Exercise:
Restate the lines word for word, from the first line of the records through the line containing "Arial, Helvetica, sans-serif'". Leave out the pictures and anything after that line.

++++ Data provided

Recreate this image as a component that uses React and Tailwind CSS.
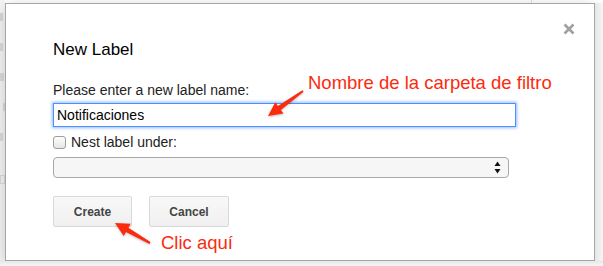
import React from 'react';

const font = { fontFamily: '"Liberation Sans", Arial, Helvetica, sans-serif' };

function CloseIcon() {
  return (
    <svg width="12" height="12" viewBox="0 0 12 12">
      <path d="M1.5 1.5 L10.5 10.5 M10.5 1.5 L1.5 10.5" stroke="#a0a0a0" strokeWidth="2.6" />
    </svg>
  );
}

function SelectArrows() {
  return (
    <svg width="7" height="13" viewBox="0 0 7 13" className="mr-[7px]">
      <path d="M3.5 0.5 L6.5 5 L0.5 5 Z" fill="#111" />
      <path d="M3.5 12.5 L6.5 8 L0.5 8 Z" fill="#111" />
    </svg>
  );
}

function Arrows() {
  return (
    <svg
      width="603"
      height="266"
      viewBox="0 0 603 266"
      className="absolute left-0 top-0 pointer-events-none"
      style={{ filter: 'drop-shadow(0 1px 1px rgba(0,0,0,0.25))' }}
    >
      {/* arrow pointing at the input */}
      <polygon
        points="302.4,90.2 277.9,105.9 275.3,102.2 268,116 283.5,113.6 280.9,109.9 303.6,91.8"
        fill="#fb2b0e"
      />
      {/* arrow pointing at Create */}
      <polygon
        points="150.5,242.1 128.4,227.7 130.7,223.8 115,223 123.7,236 126,232.1 149.5,243.9"
        fill="#fb2b0e"
      />
    </svg>
  );
}

export default function App() {
  return (
    <div className="relative w-[603px] h-[266px] overflow-hidden bg-white flex flex-col" style={font}>
      {/* strip above the dialog */}
      <div className="h-[3px] flex">
        <div className="w-[5px] bg-[#f6f6f6]" />
        <div className="w-[526px]" />
        <div className="w-px bg-[#e2e2e2]" />
      </div>

      <div className="h-[258px] flex">
        {/* faded page behind the dialog */}
        <div className="w-[5px] bg-[#f6f6f6] flex flex-col gap-[22px] pt-[10px]">
          <div className="w-[3px] h-[8px] bg-[#d6d9e4]" />
          <div className="w-[3px] h-[8px] bg-[#dcdcdc]" />
          <div className="w-[4px] h-[8px] bg-[#dcdcdc]" />
          <div className="w-[2px] h-[8px] ml-[3px] bg-[#dcdcdc]" />
          <div className="w-[3px] h-[8px] bg-[#dcdcdc]" />
          <div className="w-[5px] h-[9px] border border-[#dcdcdc] mt-[12px]" />
        </div>

        {/* dialog */}
        <div className="w-[590px] border border-[#a6a6a6] bg-white shadow-[0_4px_16px_rgba(0,0,0,0.2)] flex flex-col">
          <div className="flex justify-end pt-[19px] pr-[19px]">
            <CloseIcon />
          </div>
          <div className="pl-[47px] pt-[5px] flex flex-col items-start">
            <h2 className="text-[17px] leading-[20px] text-black">New Label</h2>
            <label className="mt-[22px] text-[14px] leading-[17px] text-[#222]">
              Please enter a new label name:
            </label>
            <div className="mt-[4px] w-[463px] h-[24px] border border-[#4d90fe] shadow-[0_0_3px_1px_rgba(77,144,254,0.6)] flex items-center pl-[3px] text-[14px] text-black">
              Notificaciones
            </div>
            <div className="mt-[9px] flex items-center h-[13px]">
              <span className="w-[13px] h-[13px] rounded-[3px] border border-[#9e9e9e] bg-gradient-to-b from-[#fdfdfd] to-[#e6e6e6]" />
              <span className="ml-[5px] text-[14px] leading-[17px] text-[#222]">Nest label under:</span>
            </div>
            <div className="mt-[8px] w-[456px] h-[21px] rounded-[4px] border border-[#a9a9a9] bg-[#f6f6f6] flex items-center justify-end">
              <SelectArrows />
            </div>
            <div className="mt-[18px] flex gap-[17px]">
              <button className="w-[79px] h-[31px] rounded-[2px] border border-[#d9d9d9] bg-gradient-to-b from-[#f8f8f8] to-[#f0f0f0] text-[12px] font-bold text-[#444]">
                Create
              </button>
              <button className="w-[80px] h-[31px] rounded-[2px] border border-[#d9d9d9] bg-gradient-to-b from-[#f8f8f8] to-[#f0f0f0] text-[12px] font-bold text-[#444]">
                Cancel
              </button>
            </div>
          </div>
        </div>

        {/* shadow to the right */}
        <div className="flex-1 bg-gradient-to-r from-[#e6e6e6] to-[#f6f6f6]" />
      </div>

      {/* shadow below */}
      <div className="flex-1 bg-gradient-to-b from-[#e8e8e8] to-[#f6f6f6]" />

      {/* annotations */}
      <Arrows />
      <div className="absolute left-[308px] top-[74px] text-[18.5px] leading-[18.5px] text-[#fb2b0e] whitespace-nowrap">
        Nombre de la carpeta de filtro
      </div>
      <div className="absolute left-[161px] top-[234px] text-[18.5px] leading-[18.5px] text-[#fb2b0e] whitespace-nowrap">
        Clic aquí
      </div>
    </div>
  );
}
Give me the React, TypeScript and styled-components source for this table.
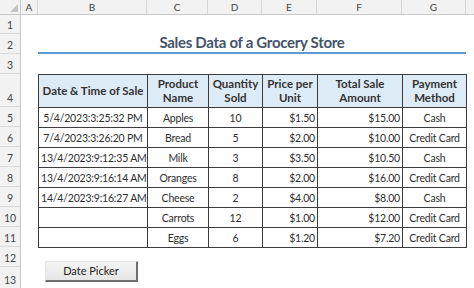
import React from "react";
import styled, { createGlobalStyle } from "styled-components";

interface Sale {
  date: string;
  product: string;
  qty: number;
  price: string;
  total: string;
  method: string;
}

const sales: Sale[] = [
  { date: "5/4/2023:3:25:32 PM", product: "Apples", qty: 10, price: "$1.50", total: "$15.00", method: "Cash" },
  { date: "7/4/2023:3:26:20 PM", product: "Bread", qty: 5, price: "$2.00", total: "$10.00", method: "Credit Card" },
  { date: "13/4/2023:9:12:35 AM", product: "Milk", qty: 3, price: "$3.50", total: "$10.50", method: "Cash" },
  { date: "13/4/2023:9:16:14 AM", product: "Oranges", qty: 8, price: "$2.00", total: "$16.00", method: "Credit Card" },
  { date: "14/4/2023:9:16:27 AM", product: "Cheese", qty: 2, price: "$4.00", total: "$8.00", method: "Cash" },
  { date: "", product: "Carrots", qty: 12, price: "$1.00", total: "$12.00", method: "Credit Card" },
  { date: "", product: "Eggs", qty: 6, price: "$1.20", total: "$7.20", method: "Credit Card" },
];

const columns = [
  { name: "A", width: 17 },
  { name: "B", width: 109 },
  { name: "C", width: 61 },
  { name: "D", width: 54 },
  { name: "E", width: 55 },
  { name: "F", width: 85 },
  { name: "G", width: 64 },
  { name: "", width: 40 },
];

const rowHeights = [19, 20, 20, 33, 20, 20, 20, 20, 20, 20, 20, 20, 22];

const GlobalStyle = createGlobalStyle`
  html, body {
    margin: 0;
    padding: 0;
    background: #ffffff;
  }
  body {
    font-family: Lato, "Liberation Sans", sans-serif;
  }
`;

const Sheet = styled.div`
  width: 474px;
  height: 288px;
  overflow: hidden;
  display: flex;
  flex-direction: column;
  background: #fff;
`;

const ColHeaderRow = styled.div`
  display: flex;
  height: 15px;
  flex-shrink: 0;
  background: #f2f2f2;
  border-bottom: 1px solid #c8c8c8;
  box-sizing: border-box;
`;

const Corner = styled.div`
  width: 21px;
  flex-shrink: 0;
  position: relative;
  border-right: 1px solid #c8c8c8;
  box-sizing: border-box;

  &::after {
    content: "";
    position: absolute;
    right: 2px;
    bottom: 2px;
    border-style: solid;
    border-width: 0 0 8px 8px;
    border-color: transparent transparent #c4c4c4 transparent;
  }
`;

const ColLabel = styled.div<{ $w: number }>`
  width: ${(p) => p.$w}px;
  flex-shrink: 0;
  border-right: 1px solid #d6d6d6;
  box-sizing: border-box;
  display: flex;
  align-items: center;
  justify-content: center;
  font-size: 10px;
  color: #444;
`;

const Body = styled.div`
  display: flex;
  flex: 1;
`;

const RowHeaders = styled.div`
  width: 21px;
  flex-shrink: 0;
  display: flex;
  flex-direction: column;
  background: #f2f2f2;
  border-right: 1px solid #c8c8c8;
  box-sizing: border-box;
`;

const RowLabel = styled.div<{ $h: number }>`
  height: ${(p) => p.$h}px;
  flex-shrink: 0;
  box-sizing: border-box;
  border-bottom: 1px solid #dadada;
  display: flex;
  align-items: flex-end;
  justify-content: center;
  padding-bottom: 2px;
  font-size: 10.5px;
  color: #444;
`;

const Content = styled.div`
  padding-left: 17px;
  display: flex;
  flex-direction: column;
`;

const Spacer = styled.div<{ $h: number }>`
  height: ${(p) => p.$h}px;
  flex-shrink: 0;
`;

const Title = styled.div`
  width: 428px;
  height: 20px;
  box-sizing: border-box;
  border-bottom: 2px solid #5b9bd5;
  display: flex;
  align-items: flex-end;
  justify-content: center;
  padding-bottom: 1px;
  font-size: 15px;
  letter-spacing: -0.3px;
  font-weight: 700;
  color: #44546a;
`;

const Table = styled.table`
  border-collapse: collapse;
  width: 428px;
  table-layout: fixed;
  font-size: 10.5px;
  letter-spacing: -0.2px;
  color: #2e2e2e;
`;

const HeadCell = styled.th`
  height: 32px;
  padding: 0 1px;
  background: #ddebf7;
  border: 1px solid #3c3c3c;
  font-size: 11.5px;
  letter-spacing: 0;
  font-weight: 700;
  line-height: 14px;
  text-align: center;
  color: #333;
  white-space: nowrap;
`;

const Cell = styled.td<{ $align?: string }>`
  height: 19px;
  padding: 0 2px;
  border: 1px solid #3c3c3c;
  text-align: ${(p) => p.$align || "center"};
  white-space: nowrap;
  overflow: hidden;
`;

const ButtonRow = styled.div`
  padding: 11px 0 0 7px;
`;

const Button = styled.button`
  width: 93px;
  height: 21px;
  box-sizing: border-box;
  background: linear-gradient(#f4f4f4, #e6e6e6);
  border: 1px solid #e2e2e2;
  border-right: 2px solid #6e6e6e;
  border-bottom: 2px solid #6e6e6e;
  font-family: Lato, "Liberation Sans", sans-serif;
  font-size: 11px;
  color: #222;
  padding: 0;
`;

export default function App() {
  const widths = [109, 61, 54, 55, 85, 64];
  return (
    <>
      <GlobalStyle />
      <Sheet>
        <ColHeaderRow>
          <Corner />
          {columns.map((c, i) => (
            <ColLabel key={i} $w={c.width}>
              {c.name}
            </ColLabel>
          ))}
        </ColHeaderRow>
        <Body>
          <RowHeaders>
            {rowHeights.map((h, i) => (
              <RowLabel key={i} $h={h}>
                {i + 1}
              </RowLabel>
            ))}
          </RowHeaders>
          <Content>
            <Spacer $h={19} />
            <Title>Sales Data of a Grocery Store</Title>
            <Spacer $h={20} />
            <Table>
              <colgroup>
                {widths.map((w, i) => (
                  <col key={i} style={{ width: w }} />
                ))}
              </colgroup>
              <thead>
                <tr>
                  <HeadCell>Date &amp; Time of Sale</HeadCell>
                  <HeadCell>
                    Product
                    <br />
                    Name
                  </HeadCell>
                  <HeadCell>
                    Quantity
                    <br />
                    Sold
                  </HeadCell>
                  <HeadCell>
                    Price per
                    <br />
                    Unit
                  </HeadCell>
                  <HeadCell>
                    Total Sale
                    <br />
                    Amount
                  </HeadCell>
                  <HeadCell>
                    Payment
                    <br />
                    Method
                  </HeadCell>
                </tr>
              </thead>
              <tbody>
                {sales.map((s, i) => (
                  <tr key={i}>
                    <Cell>{s.date}</Cell>
                    <Cell>{s.product}</Cell>
                    <Cell>{s.qty}</Cell>
                    <Cell $align="right">{s.price}</Cell>
                    <Cell $align="right">{s.total}</Cell>
                    <Cell>{s.method}</Cell>
                  </tr>
                ))}
              </tbody>
            </Table>
            <ButtonRow>
              <Button>Date Picker</Button>
            </ButtonRow>
          </Content>
        </Body>
      </Sheet>
    </>
  );
}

++++++++

Reply:
Recreate this image as a component that uses React and Tailwind CSS.
import React from 'react';

const font = { fontFamily: '"Liberation Sans", Arial, Helvetica, sans-serif' };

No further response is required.